Resgatando elementos de um projeto já derrubado na assembléia legislativa, a MP 1045 é conhecida por especialistas como uma "mini-reforma trabalhista", possuindo entre seus principais pontos a precarização do programa jovem aprendiz e regulamentação da diminuição da jornada de trabalho (obviamente acompanhada pela retração salarial). Nesses pontos em específico, cabe a óbvia invocação da perspetiva de Marx e Engels, que veem a realidade como um processo histórico em constante movimento e que, há tempos, segue uma linha de efetivação unicamente voltada ao capital dominante - ligado à exploração. Atendo-se ainda a tal questão, Engels e Marx buscam evidenciar o erro grave de Hegel em sua análise do Direito, que até o momento era visto por como uma forma de suprir as demandas da evolução do homem em sociedade. Ora, se tal perspectiva estivesse correta, é evidente que um dispositivo legal que visa fomentar a riqueza de meia dúzia de indivíduos em detrimento do resto do povo jamais chegaria ao Congresso.
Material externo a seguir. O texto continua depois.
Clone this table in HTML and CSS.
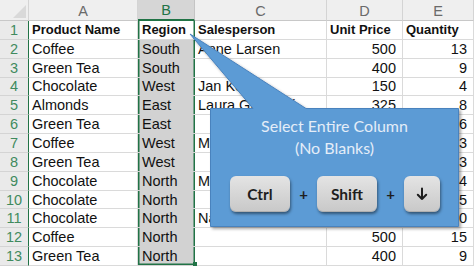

Como é, portanto, que podemos afirmar o direito como uma ferramenta de proteção e efetivação humana quando o vemos apenas destruindo o tecido social brasileiro construído principalmente sob a égide de Vargas?
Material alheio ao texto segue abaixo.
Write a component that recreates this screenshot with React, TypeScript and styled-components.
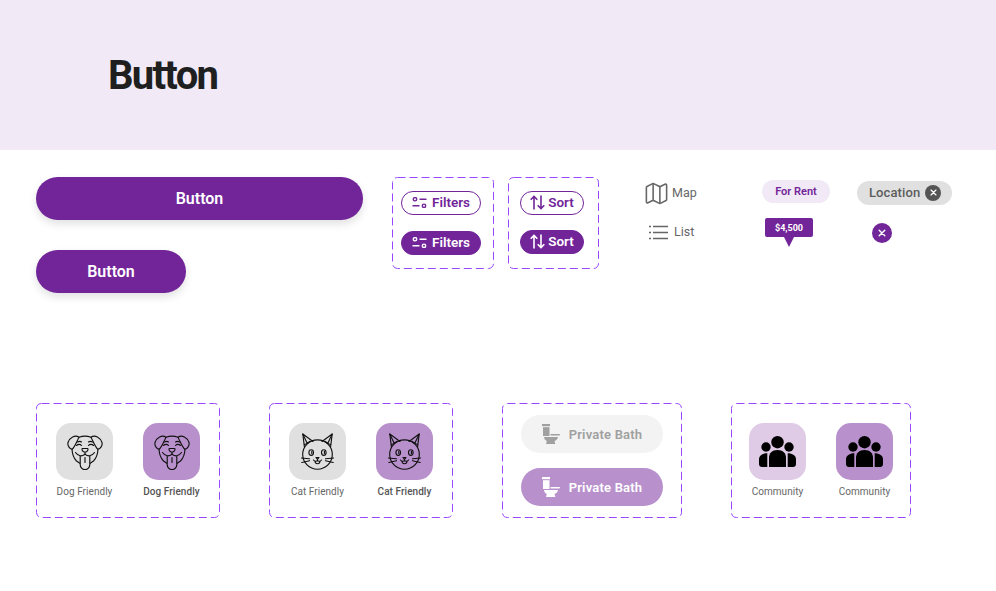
import React from "react";
import styled, { createGlobalStyle } from "styled-components";
import { Map as MapIcon } from "lucide-react";

const purple = "#722599";
const soft = "#b891cc";

const GlobalStyle = createGlobalStyle`
  html, body {
    margin: 0;
    background: #fff;
    font-family: Roboto, "Liberation Sans", sans-serif;
  }
`;

const Page = styled.div`
  width: 996px;
  height: 591px;
  overflow: hidden;
`;

const Header = styled.header`
  height: 150px;
  background: #f1e9f6;
  display: flex;
  align-items: center;
  padding: 2px 0 0 108px;
  box-sizing: border-box;
`;

const Title = styled.h1`
  margin: 0;
  font-size: 40px;
  line-height: 48px;
  font-weight: 700;
  letter-spacing: -1.7px;
  color: #201f1f;
`;

const Content = styled.main`
  padding: 27px 0 0 36px;
`;

const TopRow = styled.div`
  display: flex;
  align-items: flex-start;
  height: 116px;
`;

const BottomRow = styled.div`
  display: flex;
  gap: 49px;
  margin-top: 110px;
`;

const ButtonColumn = styled.div`
  width: 327px;
  margin-right: 29px;
  display: flex;
  flex-direction: column;
  align-items: flex-start;
  gap: 30px;
`;

const MainButton = styled.button<{ $wide?: boolean }>`
  width: ${(p) => (p.$wide ? "327px" : "150px")};
  height: 43px;
  padding: 0 0 1px;
  border: 0;
  border-radius: 22px;
  background: ${purple};
  color: #fff;
  font: 600 16px Roboto, sans-serif;
  box-shadow: 0 4px 8px rgba(0, 0, 0, 0.12);
`;

const Group = styled.section<{ $width: number; $height: number }>`
  position: relative;
  box-sizing: border-box;
  width: ${(p) => p.$width}px;
  height: ${(p) => p.$height}px;
`;

const DashFrame = styled.svg`
  position: absolute;
  inset: 0;
  width: 100%;
  height: 100%;
  pointer-events: none;

  rect {
    x: 0.5px;
    y: 0.5px;
    width: calc(100% - 1px);
    height: calc(100% - 1px);
    rx: 5px;
    fill: none;
    stroke: #9747ff;
    stroke-width: 1;
    stroke-dasharray: 8 4;
  }
`;

const Dashed = ({ width, height, children, className }: {
  width: number;
  height: number;
  children: React.ReactNode;
  className?: string;
}) => (
  <Group $width={width} $height={height} className={className}>
    <DashFrame aria-hidden="true"><rect /></DashFrame>
    {children}
  </Group>
);

const PillGroup = styled(Dashed)`
  margin-right: 14px;
  padding: 14px 0 0 9px;
  display: flex;
  flex-direction: column;
  align-items: flex-start;
  gap: 16px;
`;

const SortGroup = styled(PillGroup)`
  padding-left: 12px;
  gap: 15px;
  margin-right: 0;
`;

const SmallPill = styled.button<{ $filled?: boolean; $width: number; $gap: number }>`
  box-sizing: border-box;
  width: ${(p) => p.$width}px;
  height: 24px;
  padding: 0 0 3px;
  border: 1px solid ${purple};
  border-radius: 12px;
  background: ${(p) => (p.$filled ? purple : "#fff")};
  color: ${(p) => (p.$filled ? "#fff" : purple)};
  font: 600 13.5px Roboto, sans-serif;
  display: flex;
  align-items: center;
  justify-content: center;
  gap: ${(p) => p.$gap}px;

  svg {
    position: relative;
    top: 1px;
  }
`;

const ViewColumn = styled.div`
  margin: 6px 0 0 44px;
  width: 119px;
  display: flex;
  flex-direction: column;
  gap: 19px;
`;

const ViewRow = styled.div<{ $indent: number; $gap: number }>`
  height: 20px;
  padding-left: ${(p) => p.$indent}px;
  display: flex;
  align-items: center;
  gap: ${(p) => p.$gap}px;
  font-size: 12.5px;
  line-height: 18px;
  color: #666;
`;

const TagColumn = styled.div`
  margin-top: 3px;
  width: 95px;
  display: flex;
  flex-direction: column;
  align-items: flex-start;
`;

const RentTag = styled.span`
  width: 68px;
  height: 23px;
  border-radius: 12px;
  background: #f1e9f6;
  color: ${purple};
  font-size: 11px;
  font-weight: 600;
  display: flex;
  align-items: center;
  justify-content: center;
`;

const PriceTag = styled.span`
  position: relative;
  margin: 15px 0 0 3px;
  width: 48px;
  height: 19px;
  border-radius: 2px;
  background: ${purple};
  color: #fff;
  font-size: 9px;
  font-weight: 700;
  display: flex;
  align-items: center;
  justify-content: center;

  &::after {
    content: "";
    position: absolute;
    left: 19px;
    top: 19px;
    border-style: solid;
    border-width: 10px 5px 0;
    border-color: ${purple} transparent transparent;
  }
`;

const FilterColumn = styled.div`
  margin-top: 4px;
  display: flex;
  flex-direction: column;
  align-items: flex-start;
  gap: 18px;
`;

const LocationChip = styled.span`
  box-sizing: border-box;
  width: 95px;
  height: 24px;
  padding: 0 11px 1px 12px;
  border-radius: 12px;
  background: #e0e0e0;
  color: #5c5c5c;
  font-size: 13px;
  font-weight: 500;
  letter-spacing: 0.1px;
  display: flex;
  align-items: center;
  justify-content: space-between;
`;

const CloseDot = styled.span<{ $size: number; $color: string }>`
  width: ${(p) => p.$size}px;
  height: ${(p) => p.$size}px;
  border-radius: 50%;
  background: ${(p) => p.$color};
  display: flex;
  align-items: center;
  justify-content: center;
`;

const CloseButton = styled(CloseDot)`
  margin-left: 15px;
`;

const TileGroup = styled(Dashed)`
  padding: 20px 0 0 20px;
  display: flex;
  gap: 30px;
`;

const CommunityGroup = styled(TileGroup)`
  padding-left: 18px;
`;

const TileItem = styled.div`
  width: 57px;
  display: flex;
  flex-direction: column;
  align-items: center;
`;

const Tile = styled.div<{ $bg: string }>`
  width: 57px;
  height: 57px;
  border-radius: 15px;
  background: ${(p) => p.$bg};
  display: flex;
  align-items: center;
  justify-content: center;
`;

const TileLabel = styled.span<{ $strong?: boolean }>`
  margin-top: 5px;
  font-size: 10px;
  line-height: 14px;
  letter-spacing: 0.05px;
  white-space: nowrap;
  color: ${(p) => (p.$strong ? "#555" : "#666")};
  font-weight: ${(p) => (p.$strong ? 500 : 400)};
`;

const BathGroup = styled(Dashed)`
  padding-top: 12px;
  display: flex;
  flex-direction: column;
  align-items: center;
  gap: 15px;
`;

const BathPill = styled.div<{ $active?: boolean }>`
  width: 142px;
  height: 38px;
  border-radius: 19px;
  background: ${(p) => (p.$active ? soft : "#f3f3f3")};
  color: ${(p) => (p.$active ? "#fff" : "#a0a0a0")};
  font-size: 13px;
  font-weight: 600;
  letter-spacing: 0.2px;
  display: flex;
  align-items: center;
  justify-content: center;
  gap: 9px;
`;

const FilterIcon = () => (
  <svg width="15" height="11" viewBox="0 0 15 11" fill="none" stroke="currentColor" strokeWidth="1.4">
    <circle cx="3" cy="2.200" r="1.700" />
    <path d="M7.500 2.200H14.500M0.500 8.800H7.500" />
    <circle cx="12" cy="8.800" r="1.700" />
  </svg>
);

const SortIcon = () => (
  <svg width="15" height="15" viewBox="0 0 15 15" fill="none" stroke="currentColor" strokeWidth="1.6">
    <path d="M4 14.500V1.500M0.700 4.800 4 1.500l3.300 3.300M11 0.500v13M7.700 10.200l3.300 3.300 3.300-3.300" />
  </svg>
);

const ListIcon = () => (
  <svg width="19" height="15" viewBox="0 0 19 15" fill="none" stroke="#666" strokeWidth="1.4">
    <path d="M4 1.500H19M4 7.500H19M4 13.500H19M0 1.500H2M0 7.500H2M0 13.500H2" />
  </svg>
);

const CrossIcon = ({ size }: { size: number }) => (
  <svg width={size} height={size} viewBox="0 0 10 10" stroke="#fff" strokeWidth="1.800" strokeLinecap="round">
    <path d="M1.500 1.500l7 7M8.500 1.500l-7 7" />
  </svg>
);

const DogIcon = () => (
  <svg width="36" height="36" viewBox="0 0 36 36" fill="none" stroke="#111" strokeWidth="1.150" strokeLinecap="round" strokeLinejoin="round">
    <path d="M12 3.200C8 .4 2.600 3.600 1 8.500c-.7 3 1.600 6.300 4 6.800 2.300-1.500 4.500-7.300 7-12.100Z" />
    <path d="M24 3.200c4-2.800 9.400.4 11 5.300.7 3-1.600 6.300-4 6.800-2.300-1.500-4.500-7.300-7-12.100Z" />
    <path d="M12 3.200c3.500-1.300 8.500-1.300 12 0M5 15.300c.3 5 1.500 8.700 4.500 11.700l3.300 2.200M31 15.300c-.3 5-1.500 8.700-4.500 11.700l-3.300 2.200" />
    <path d="M9.500 11.500c1.500-1.600 3.700-1.600 5 0M21.500 11.500c1.300-1.600 3.500-1.600 5 0M10.500 8c1.500-.7 3-.7 4 0M21.500 8c1-.7 2.500-.7 4 0" />
    <path d="M15.200 14.500h5.600c.8 1.700-.8 3.300-2.800 3.700-2-.4-3.600-2-2.800-3.700ZM18 18.200v2" />
    <path d="M8.500 18.500c3 4.200 6.500 4 9.500 1.700 3 2.300 6.500 2.500 9.500-1.700" />
    <path d="M13.200 22.300v8.500a4.800 4.800 0 0 0 9.600 0v-8.500M18 23.500v5" />
  </svg>
);

const CatIcon = () => (
  <svg width="33" height="37" viewBox="0 0 33 37" fill="none" stroke="#111" strokeWidth="1.150" strokeLinecap="round" strokeLinejoin="round">
    <path d="M3.500 14.500 1.800 1 12 8.500M29.500 14.500 31.200 1 21 8.500" />
    <path d="M1.800 1l4.500 9.500M3.400 11.500l2.900-1 2.400-2.200M31.200 1l-4.500 9.500M29.600 11.500l-2.900-1-2.400-2.200" />
    <ellipse cx="16.500" cy="21.500" rx="14.800" ry="14.700" />
    <ellipse cx="10.200" cy="19.500" rx="2.300" ry="2.800" />
    <ellipse cx="22.800" cy="19.500" rx="2.300" ry="2.800" />
    <path d="M10.800 18.300v2.200M23.400 18.300v2.200" />
    <path d="M15 24.500h3l-1.500 2ZM16.500 26.500v1.500M12.500 27c1 1.500 3 1.500 4 .6 1 .9 3 .9 4-.6M14 28.300c.2 3.200 4.800 3.200 5 0" />
    <path d="M0 25l8.500.8M.8 29.500l7.700-1.800M33 25l-8.500.8M32.200 29.500l-7.700-1.800" />
  </svg>
);

const ToiletIcon = () => (
  <svg width="18" height="20" viewBox="0 0 18 20" fill="currentColor">
    <rect x="0" y="0" width="8" height="2.200" />
    <rect x="1" y="3.200" width="6.500" height="8.800" />
    <path d="M8.500 10H18c0 .8-.4 1.500-1 1.500H8.500Z" />
    <path d="M2 13h14c-.4 2.200-2 3.600-3.500 4l.8 3H4l.8-3C3 16.300 2.300 15 2 13Z" />
  </svg>
);

const CommunityIcon = () => (
  <svg width="37" height="31" viewBox="0 0 37 31" fill="#000">
    <circle cx="18.500" cy="6.200" r="6.200" />
    <circle cx="7" cy="11" r="4.700" />
    <circle cx="30" cy="11" r="4.700" />
    <path d="M10 22c0-5 3-8 8.500-8s8.500 3 8.500 8v9H10Z" />
    <path d="M8.300 17.200V31H3c-1.800 0-3-1.200-3-3v-5c0-3.200 3.600-5.800 8.300-5.800Z" />
    <path d="M28.700 17.200V31H34c1.800 0 3-1.200 3-3v-5c0-3.200-3.600-5.800-8.300-5.800Z" />
  </svg>
);

export default function App() {
  return (
    <Page>
      <GlobalStyle />
      <Header>
        <Title>Button</Title>
      </Header>
      <Content>
        <TopRow>
          <ButtonColumn>
            <MainButton $wide>Button</MainButton>
            <MainButton>Button</MainButton>
          </ButtonColumn>

          <PillGroup width={102} height={92}>
            <SmallPill $width={80} $gap={5}><FilterIcon />Filters</SmallPill>
            <SmallPill $width={80} $gap={5} $filled><FilterIcon />Filters</SmallPill>
          </PillGroup>
          <SortGroup width={91} height={92}>
            <SmallPill $width={64} $gap={3}><SortIcon />Sort</SmallPill>
            <SmallPill $width={64} $gap={3} $filled><SortIcon />Sort</SmallPill>
          </SortGroup>

          <ViewColumn>
            <ViewRow $indent={0} $gap={2}>
              <MapIcon size={27} color="#666" strokeWidth={1.4} />
              Map
            </ViewRow>
            <ViewRow $indent={6} $gap={6}>
              <ListIcon />
              List
            </ViewRow>
          </ViewColumn>

          <TagColumn>
            <RentTag>For Rent</RentTag>
            <PriceTag>$4,500</PriceTag>
          </TagColumn>

          <FilterColumn>
            <LocationChip>
              Location
              <CloseDot $size={16} $color="#555"><CrossIcon size={7} /></CloseDot>
            </LocationChip>
            <CloseButton $size={20} $color={purple}><CrossIcon size={8} /></CloseButton>
          </FilterColumn>
        </TopRow>

        <BottomRow>
          <TileGroup width={184} height={115}>
            <TileItem>
              <Tile $bg="#e0e0e0"><DogIcon /></Tile>
              <TileLabel>Dog Friendly</TileLabel>
            </TileItem>
            <TileItem>
              <Tile $bg={soft}><DogIcon /></Tile>
              <TileLabel $strong>Dog Friendly</TileLabel>
            </TileItem>
          </TileGroup>
          <TileGroup width={184} height={115}>
            <TileItem>
              <Tile $bg="#e0e0e0"><CatIcon /></Tile>
              <TileLabel>Cat Friendly</TileLabel>
            </TileItem>
            <TileItem>
              <Tile $bg={soft}><CatIcon /></Tile>
              <TileLabel $strong>Cat Friendly</TileLabel>
            </TileItem>
          </TileGroup>
          <BathGroup width={180} height={115}>
            <BathPill><ToiletIcon />Private Bath</BathPill>
            <BathPill $active><ToiletIcon />Private Bath</BathPill>
          </BathGroup>
          <CommunityGroup width={180} height={115}>
            <TileItem>
              <Tile $bg="#dfcbe6"><CommunityIcon /></Tile>
              <TileLabel>Community</TileLabel>
            </TileItem>
            <TileItem>
              <Tile $bg={soft}><CommunityIcon /></Tile>
              <TileLabel>Community</TileLabel>
            </TileItem>
          </CommunityGroup>
        </BottomRow>
      </Content>
    </Page>
  );
}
Em sua análise do que chama de "Novo Capitalismo", Richard Sennet aborda de forma eficaz a questão complexa e paradoxal do capital flexível e sua acumulação, bem como a razão por tal modelo responsável por alienar os interesses humanos nas últimas décadas. Em sua análise, ressalta a dependência global frente ao modelo corporativo, que tem feito o Estado refém de interesses privados, uma vez que torna-se impossível a manutenção de uma estrutura governamental sem o capital que provém de tais estruturas.
O fato é que, frente toda essa análise e ligando seus pontos, o que se mostra de forma muito estridente é que o estágio capitalista no qual nos encontramos é desolador, sendo tal modelo o pilar efetivador dos "vencidos" e "derrotados". Em uma máxima final, chegamos ao ponto crítico de nossa existência como indivíduos. Dia após dia lutamos uns contra os outros, deixando de visualizar a problemática que vai muito além de nossos interesses individuais e nossos caprichos pessoais. Frente a tantos desafios e lutas a serem travadas, ainda é possível acreditar, e mais do que isso, é possível mudar. Resgato aqui Frei Betto, que disse certa vez: "Deixemos o pessimismo para dias melhores", e me permito fazer uma adição final: "Já que se faz necessário viver, que seja então corajosamente".